Stop the floor on build errors
What’s the point continuing to develop software if you can’t release it? As with most modern companies we release updates to production multiple times per day. Our ability to release is paramount so we keep our build radiator dashboard green at all times. Our example dashboard above also graphs build times so you can detect if a developer has imported half of the packages on Github into the project by accident.
Continuous Testing
Different parts of an online service get built and released at different rates with different levels of risk. When dealing with an important data store you may want to do more upfront testing before it hits production. Other parts of the service may be able to move at a much faster rate, and in these cases you may want to focus more on agility with a quick build and deploy time and push more of the testing into monitoring in production. This is when you may want to create dashboards that show the current state of your smoke tests and alert on issues quickly so you can quickly roll forwards with fixes.
Summary
Many of our dashboards are being used to bring development and operations together.
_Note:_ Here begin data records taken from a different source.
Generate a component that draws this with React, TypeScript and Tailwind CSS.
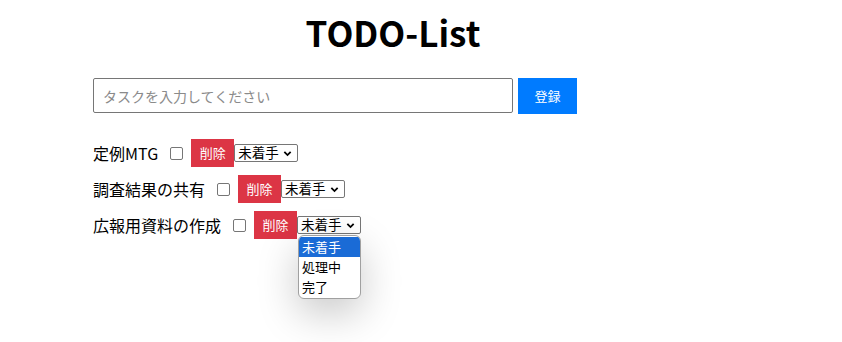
import { useState } from 'react'

type Todo = { id: number; title: string; status: string; done: boolean }

const initialTodos: Todo[] = [
  { id: 1, title: '定例MTG', status: '未着手', done: false },
  { id: 2, title: '調査結果の共有', status: '未着手', done: false },
  { id: 3, title: '広報用資料の作成', status: '未着手', done: false },
]

const statuses = ['未着手', '処理中', '完了']

function StatusSelect({ value, open }: { value: string; open?: boolean }) {
  return (
    <div className="relative">
      <div className="flex h-[18px] items-center gap-[4px] rounded-[2px] border border-[#767676] bg-white pl-[3px] pr-[5px] text-[13.5px] leading-none text-black">
        <span>{value}</span>
        <svg width="9" height="9" viewBox="0 0 10 10" fill="none">
          <path d="M1.5 3.2 5 6.7 8.5 3.2" stroke="#000" strokeWidth="2" />
        </svg>
      </div>
      {open && (
        <div className="absolute left-[1px] top-[19px] z-10 w-[63px] overflow-hidden rounded-[6px] border border-[#a0a0a0] bg-white py-[1px] text-[13px] shadow-[0_14px_40px_rgba(0,0,0,0.22)]">
          {statuses.map((s, i) => (
            <div
              key={s}
              className={
                i === 0
                  ? 'h-[20px] bg-[#1a6bd6] pl-[3px] leading-[20px] text-white'
                  : 'h-[20px] pl-[3px] leading-[20px] text-black'
              }
            >
              {s}
            </div>
          ))}
        </div>
      )}
    </div>
  )
}

export default function App() {
  const [todos] = useState(initialTodos)

  return (
    <div className="h-[342px] w-[842px] bg-white font-['Noto_Sans_CJK_JP',sans-serif] text-black">
      <div className="ml-[93px] w-[600px] pt-[12px]">
        <h1 className="text-center text-[35px] font-bold leading-[40px]">TODO-List</h1>

        {/* Input Section */}
        <div className="mt-[26px] flex gap-[5px]">
          <input
            className="h-[35px] w-[420px] rounded-[2px] border border-[#767676] px-[9px] text-[14px] placeholder:text-[#8a8a8a]"
            placeholder="タスクを入力してください"
          />
          <button className="h-[36px] w-[59px] bg-[#007bff] text-[13px] text-white">登録</button>
        </div>

        {/* List */}
        <ul className="mt-[25px] flex flex-col gap-[8px]">
          {todos.map((t, i) => (
            <li key={t.id} className="flex h-[28px] items-center">
              <span className="text-[16px]">{t.title}</span>
              <span className="ml-[12px] mr-[8px] h-[13px] w-[13px] rounded-[2px] border border-[#767676] bg-white" />
              <button className="h-[28px] w-[43px] bg-[#dc3545] text-[13px] text-white">削除</button>
              <StatusSelect value={t.status} open={i === todos.length - 1} />
            </li>
          ))}
        </ul>
      </div>
    </div>
  )
}
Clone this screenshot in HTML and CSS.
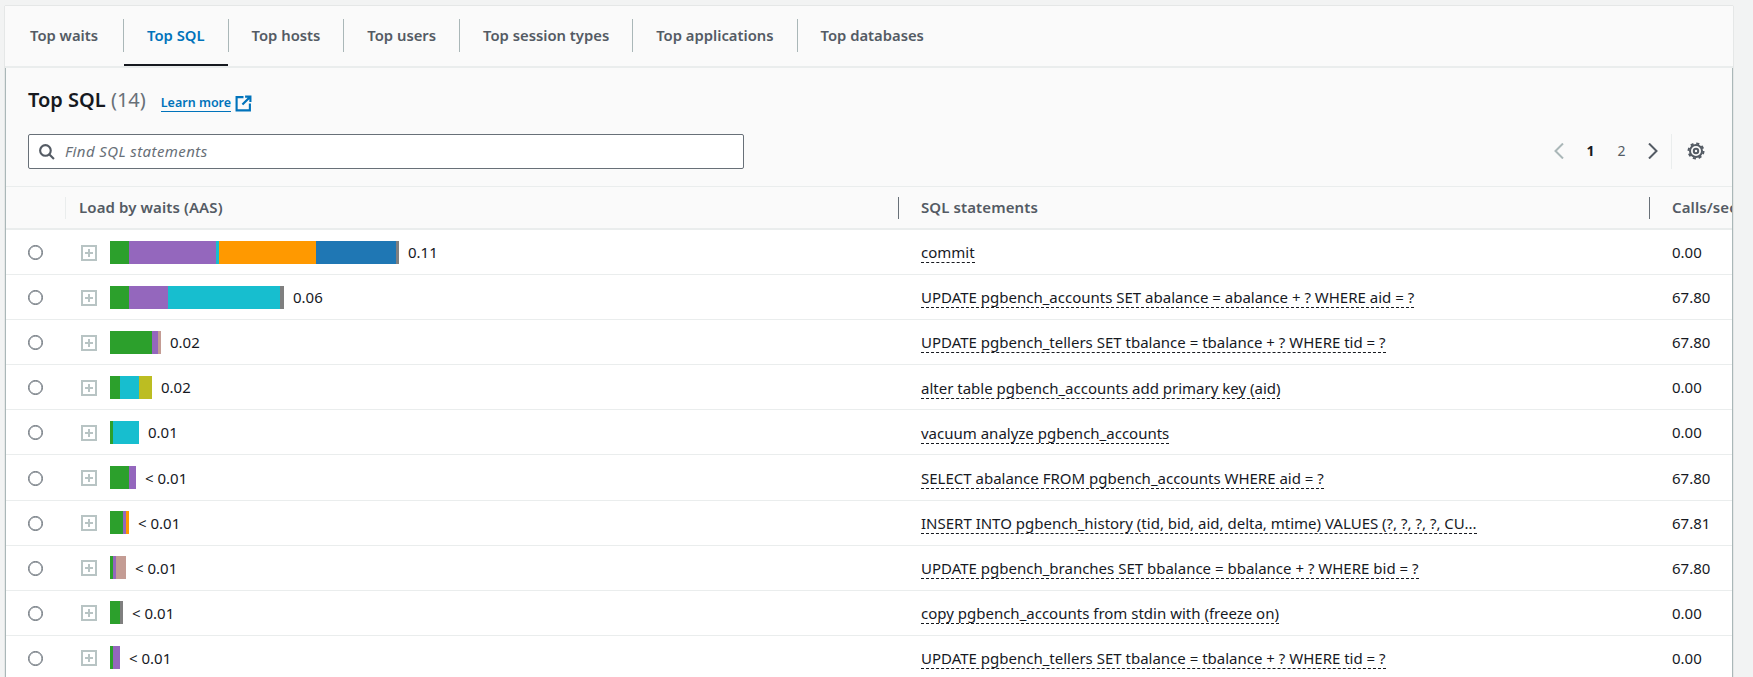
FILE: index.html
```html
<!DOCTYPE html>
<html>
<head>
    <title>Top SQL</title>
    <link rel="stylesheet" href="styles.css">
</head>
<body>

<div class="container">
    <div class="tabs">
        <a class="tab first">Top waits</a>
        <a class="tab active">Top SQL</a>
        <a class="tab">Top hosts</a>
        <a class="tab">Top users</a>
        <a class="tab">Top session types</a>
        <a class="tab">Top applications</a>
        <a class="tab last">Top databases</a>
    </div>

    <div class="panel">
        <div class="panel-head">
            <h2>Top SQL <span class="count">(14)</span></h2>
            <a class="learn"><span>Learn more</span>
                <svg class="ext" viewBox="0 0 16 16" width="17" height="17"><path d="M8 2H1.500v12.500H14V8M7 9l7-7M9.500 1.500H14.500V6.500" fill="none" stroke="#0073bb" stroke-width="2"/></svg>
            </a>
        </div>

        <div class="toolbar">
            <div class="search">
                <svg viewBox="0 0 16 16" width="17" height="17"><circle cx="7" cy="7" r="5" fill="none" stroke="#545b64" stroke-width="2"/><path d="M10.500 10.500L15 15" stroke="#545b64" stroke-width="2"/></svg>
                <span>Find SQL statements</span>
            </div>
            <div class="pager">
                <svg class="chev prev" viewBox="0 0 16 16" width="16" height="16"><path d="M12 0.500L4.500 8l7.500 7.500" fill="none" stroke="#aab7b8" stroke-width="2"/></svg>
                <span class="page current">1</span>
                <span class="page">2</span>
                <svg class="chev next" viewBox="0 0 16 16" width="16" height="16"><path d="M4 0.500L11.500 8 4 15.500" fill="none" stroke="#545b64" stroke-width="2"/></svg>
                <span class="pager-sep"></span>
                <svg class="gear" viewBox="0 0 18 18" width="18" height="18"><circle cx="9" cy="9" r="6" fill="none" stroke="#545b64" stroke-width="2"/><circle cx="9" cy="9" r="7.500" fill="none" stroke="#545b64" stroke-width="2" stroke-dasharray="3.100 2.790"/><circle cx="9" cy="9" r="2.200" fill="none" stroke="#545b64" stroke-width="2"/></svg>
            </div>
        </div>

        <div class="row head">
            <div class="cell-load"><span class="first-sep"></span>Load by waits (AAS)</div>
            <div class="cell-sql"><span class="col-sep"></span>SQL statements</div>
            <div class="cell-calls"><span class="col-sep"></span>Calls/sec</div>
        </div>

        <div class="row">
            <div class="cell-load"><span class="radio"></span><span class="expand"></span>
                <div class="bar"><i class="green" style="width:19px"></i><i class="purple" style="width:87px"></i><i class="cyan" style="width:3px"></i><i class="orange" style="width:97px"></i><i class="blue" style="width:80px"></i><i class="gray" style="width:3px"></i></div>
                <span class="val">0.11</span></div>
            <div class="cell-sql"><span class="sql">commit</span></div>
            <div class="cell-calls">0.00</div>
        </div>
        <div class="row">
            <div class="cell-load"><span class="radio"></span><span class="expand"></span>
                <div class="bar"><i class="green" style="width:19px"></i><i class="purple" style="width:39px"></i><i class="cyan" style="width:112px"></i><i class="gray" style="width:4px"></i></div>
                <span class="val">0.06</span></div>
            <div class="cell-sql"><span class="sql">UPDATE pgbench_accounts SET abalance = abalance + ? WHERE aid = ?</span></div>
            <div class="cell-calls">67.80</div>
        </div>
        <div class="row">
            <div class="cell-load"><span class="radio"></span><span class="expand"></span>
                <div class="bar"><i class="green" style="width:42px"></i><i class="purple" style="width:6px"></i><i class="tan" style="width:3px"></i></div>
                <span class="val">0.02</span></div>
            <div class="cell-sql"><span class="sql">UPDATE pgbench_tellers SET tbalance = tbalance + ? WHERE tid = ?</span></div>
            <div class="cell-calls">67.80</div>
        </div>
        <div class="row">
            <div class="cell-load"><span class="radio"></span><span class="expand"></span>
                <div class="bar"><i class="green" style="width:10px"></i><i class="cyan" style="width:19px"></i><i class="olive" style="width:13px"></i></div>
                <span class="val">0.02</span></div>
            <div class="cell-sql"><span class="sql">alter table pgbench_accounts add primary key (aid)</span></div>
            <div class="cell-calls">0.00</div>
        </div>
        <div class="row">
            <div class="cell-load"><span class="radio"></span><span class="expand"></span>
                <div class="bar"><i class="green" style="width:3px"></i><i class="cyan" style="width:26px"></i></div>
                <span class="val">0.01</span></div>
            <div class="cell-sql"><span class="sql">vacuum analyze pgbench_accounts</span></div>
            <div class="cell-calls">0.00</div>
        </div>
        <div class="row">
            <div class="cell-load"><span class="radio"></span><span class="expand"></span>
                <div class="bar"><i class="green" style="width:19px"></i><i class="purple" style="width:7px"></i></div>
                <span class="val">&lt; 0.01</span></div>
            <div class="cell-sql"><span class="sql">SELECT abalance FROM pgbench_accounts WHERE aid = ?</span></div>
            <div class="cell-calls">67.80</div>
        </div>
        <div class="row">
            <div class="cell-load"><span class="radio"></span><span class="expand"></span>
                <div class="bar"><i class="green" style="width:13px"></i><i class="purple" style="width:3px"></i><i class="orange" style="width:3px"></i></div>
                <span class="val">&lt; 0.01</span></div>
            <div class="cell-sql"><span class="sql">INSERT INTO pgbench_history (tid, bid, aid, delta, mtime) VALUES (?, ?, ?, ?, CU...</span></div>
            <div class="cell-calls">67.81</div>
        </div>
        <div class="row">
            <div class="cell-load"><span class="radio"></span><span class="expand"></span>
                <div class="bar"><i class="green" style="width:3px"></i><i class="purple" style="width:3px"></i><i class="tan" style="width:10px"></i></div>
                <span class="val">&lt; 0.01</span></div>
            <div class="cell-sql"><span class="sql">UPDATE pgbench_branches SET bbalance = bbalance + ? WHERE bid = ?</span></div>
            <div class="cell-calls">67.80</div>
        </div>
        <div class="row">
            <div class="cell-load"><span class="radio"></span><span class="expand"></span>
                <div class="bar"><i class="green" style="width:10px"></i><i class="gray" style="width:3px"></i></div>
                <span class="val">&lt; 0.01</span></div>
            <div class="cell-sql"><span class="sql">copy pgbench_accounts from stdin with (freeze on)</span></div>
            <div class="cell-calls">0.00</div>
        </div>
        <div class="row">
            <div class="cell-load"><span class="radio"></span><span class="expand"></span>
                <div class="bar"><i class="green" style="width:3px"></i><i class="purple" style="width:7px"></i></div>
                <span class="val">&lt; 0.01</span></div>
            <div class="cell-sql"><span class="sql">UPDATE pgbench_tellers SET tbalance = tbalance + ? WHERE tid = ?</span></div>
            <div class="cell-calls">0.00</div>
        </div>
    </div>
</div>

</body>
</html>
```

FILE: styles.css
```css
html, body {
    height: 100%;
    overflow: hidden;
}

body {
    font-family: "Noto Sans", Arial, sans-serif;
    font-size: 15px;
    color: #16191f;
    background-color: #f2f3f3;
    margin: 0;
    padding: 6px 20px 0 5px;
    box-sizing: border-box;
}

.container {
    display: flex;
    flex-direction: column;
    height: 100%;
    background-color: #fafafa;
    box-shadow: 0 0 1px rgba(0, 28, 36, 0.3);
}

/* tabs */
.tabs {
    display: flex;
    flex: none;
    height: 62px;
    box-sizing: border-box;
    border-bottom: 2px solid #eaeded;
    padding-top: 13px;
}

.tab {
    position: relative;
    display: flex;
    align-items: center;
    box-sizing: border-box;
    height: 33px;
    padding: 0 23px 2px;
    border-right: 1px solid #aab7b8;
    font-weight: 600;
    color: #545b64;
    font-size: 14.800px;
}

.tab.first {
    padding-left: 25px;
    padding-right: 25px;
}

.tab.last {
    border-right: none;
}

.tab.active {
    color: #0073bb;
}

.tab.active::after {
    content: "";
    position: absolute;
    left: 0;
    right: 0;
    bottom: -14px;
    height: 2px;
    background-color: #16191f;
}

/* heading */
.panel {
    flex: 1;
    min-height: 0;
    border-left: 1px solid #aab7b8;
    border-right: 1px solid #aab7b8;
    overflow: hidden;
}

.panel-head {
    display: flex;
    align-items: baseline;
    box-sizing: border-box;
    height: 66px;
    padding: 20px 0 0 22px;
}

h2 {
    margin: 0;
    font-size: 20px;
    font-weight: 600;
    line-height: 24px;
}

.count {
    font-weight: 400;
    color: #687078;
}

.learn {
    display: flex;
    align-items: center;
    margin-left: 15px;
    color: #0073bb;
    font-size: 12.500px;
    font-weight: 600;
}

.learn span {
    border-bottom: 1px solid #0073bb;
}

.ext {
    margin-left: 4px;
}

/* search and pager */
.toolbar {
    display: flex;
    justify-content: space-between;
    align-items: center;
    height: 35px;
    padding-left: 22px;
    margin-bottom: 17px;
}

.search {
    display: flex;
    align-items: center;
    width: 716px;
    height: 35px;
    box-sizing: border-box;
    padding-left: 9px;
    background-color: #fff;
    border: 1px solid #687078;
    border-radius: 2px;
    font-style: italic;
    letter-spacing: 0.400px;
    color: #687078;
}

.search span {
    margin: 0 0 2px 10px;
}

.pager {
    display: flex;
    align-items: center;
    height: 35px;
}

.chev {
    display: block;
    margin-bottom: 2px;
}

.prev {
    margin-right: 8px;
}

.next {
    margin-left: 8px;
}

.page {
    width: 31px;
    margin-bottom: 2px;
    text-align: center;
    color: #545b64;
    font-size: 14px;
}

.page.current {
    font-weight: 700;
    color: #16191f;
}

.pager-sep {
    width: 1px;
    height: 35px;
    background-color: #eaeded;
    margin: 0 15px 0 10px;
}

.gear {
    display: block;
    margin: 0 27px 2px 0;
}

/* table */
.row {
    display: grid;
    grid-template-columns: 892px 751px 200px;
    height: 45.100px;
    box-sizing: border-box;
    background-color: #fff;
    border-bottom: 1px solid #eaeded;
    align-items: center;
}

.row.head {
    height: 44px;
    padding-bottom: 2px;
    background-color: #fafafa;
    border-top: 1px solid #eaeded;
    border-bottom: 2px solid #eaeded;
    font-weight: 600;
    letter-spacing: 0.100px;
    color: #545b64;
}

.cell-load {
    display: flex;
    align-items: center;
    padding-left: 22px;
}

.head .cell-load {
    padding-left: 73px;
    position: relative;
}

.cell-sql,
.cell-calls {
    position: relative;
    padding-left: 23px;
    white-space: nowrap;
}

.first-sep {
    position: absolute;
    left: 59px;
    top: 0;
    width: 1px;
    height: 22px;
    background-color: #eaeded;
}

.col-sep {
    position: absolute;
    left: 0;
    top: 0;
    width: 1px;
    height: 22px;
    background-color: #687078;
}

.radio {
    width: 13px;
    height: 13px;
    margin-top: 1px;
    border: 1px solid #687078;
    box-shadow: inset 0 0 0 0.500px #687078;
    border-radius: 50%;
    flex: none;
}

.expand {
    position: relative;
    width: 12px;
    height: 12px;
    margin: 1px 0 0 38px;
    border: 2px solid #b8c4c4;
    background-color: #fff;
    flex: none;
}

.expand::before,
.expand::after {
    content: "";
    position: absolute;
    background-color: #b8c4c4;
}

.expand::before {
    left: 2px;
    right: 2px;
    top: 5px;
    height: 2px;
}

.expand::after {
    top: 2px;
    bottom: 2px;
    left: 5px;
    width: 2px;
}

.bar {
    display: flex;
    height: 23px;
    margin-left: 13px;
}

.bar i {
    display: block;
}

.green { background-color: #2ca02c; }
.purple { background-color: #9467bd; }
.cyan { background-color: #17becf; }
.orange { background-color: #ff9900; }
.blue { background-color: #1f77b4; }
.gray { background-color: #7f7f7f; }
.tan { background-color: #c49c94; }
.olive { background-color: #bcbd22; }

.val {
    margin-left: 9px;
}

.sql {
    display: inline-block;
    vertical-align: middle;
    line-height: 20px;
    border-bottom: 1px dashed #16191f;
}
```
Whether that’s to align on features vs operability improvements, or simply to save time on errors that happen when you aren’t sure which version of software is deployed where. Overall the point of these dashboards are to improve the service as a whole; Not just from a infrastructure or code perspective as shown in our previous two blog posts, but at the level of what’s truly important; which is what customers see when they use your product.
A small efficient team working on the right things can run rings around a giant team that isn’t focussed on what’s important.